Tragic firefighters paid the 'ultimate price', inquest told
TWO firefighters who died fighting a blaze in a disused factory paid the "ultimate price for their courage and devotion to duty", an inquest was told.
Dublin Coroner Dr Brian O'Farrell paid tribute to firefighters Brian Murray (46) and Mark O'Shaughnessy (26) at the conclusion of one of the longest inquests in the history of the State.
The two firefighters died more than six years ago – fighting a blaze at the premises in Adelaide Villas, Bray, on September 26, 2007.
The jury returned narrative verdicts in the case of both firefighters and outlined risk factors in relation to their deaths.
Last October, Wicklow County Council was fined €355,000 after pleading guilty to health and safety violations in relation to the incident.
Hazel O'Brien, the girlfriend of deceased firefighter Mark O'Shaughnessy, said she was deeply unhappy with how the two men had been asked to face "the unacceptable risks" in the course of their duties.

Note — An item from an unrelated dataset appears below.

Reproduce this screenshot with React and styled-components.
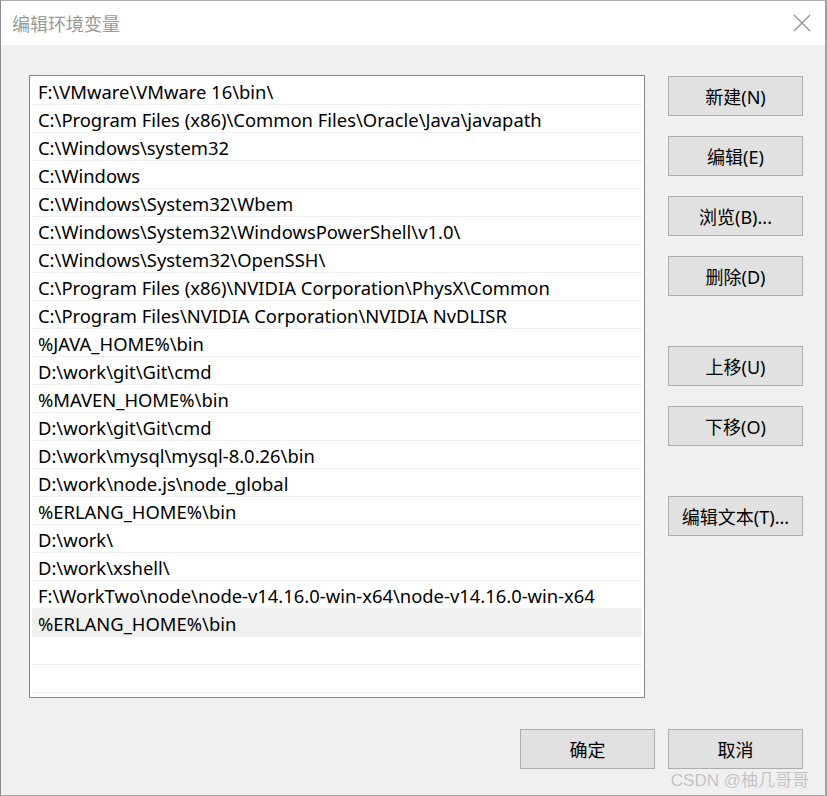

Brian Murray's son Darren welcomed the jury's verdict.
"It's been a difficult journey. The jury have made their recommendations so it's for the relevant authorities to act on them now," he said.
"It's taken six and a half years for our family to find out the full facts about the day.
"On behalf of the Murray family I'd like to thank the coroner and the staff for the diligence shown throughout the inquest.
"We would also like to thank An Garda Siochana, the Health and Safety Authority for their comprehensive and thorough investigation which resulted in the first instance a criminal trial in which Wicklow County Council eventually pleaded guilty to certain charges, and in the second instance today's jury verdict which established the failures on the part of Wicklow County Council."
The risk factors highlighted by the jury included the failure to maintain vital communications systems in the station watchrooms at Bray and Greystones fire stations, the absence of specific instructions for fire fighters in emergency situations, inappropriate training of firefighters in the use of CAFS (compressed air foam systems), and a shortage of drivers on the day in question.
The jury noted a complete absence of training in CAFS in the case of Mark O'Shaughnessy.
The jury voiced concern at the absence of note-taking by gardai, and the lack of clarity at the handover of the scene of the fire to Health and Safety Authority investigators.
The jury further noted that local authorities should take action where illegal dumping becomes a hazard irrespective of the location.
In a statement, Wicklow County Council outlined changes to its procedures implemented since 2007, including specifically setting out the numbers and types of appliances to respond to specific incidents. It noted that a one-day CAFS training course is provided for firefighters by certified CAFS instructors.
Extending its sympathy to the families, the council described the two as "dedicated and brave firefighters who tragically lost their lives in the incident while serving their community".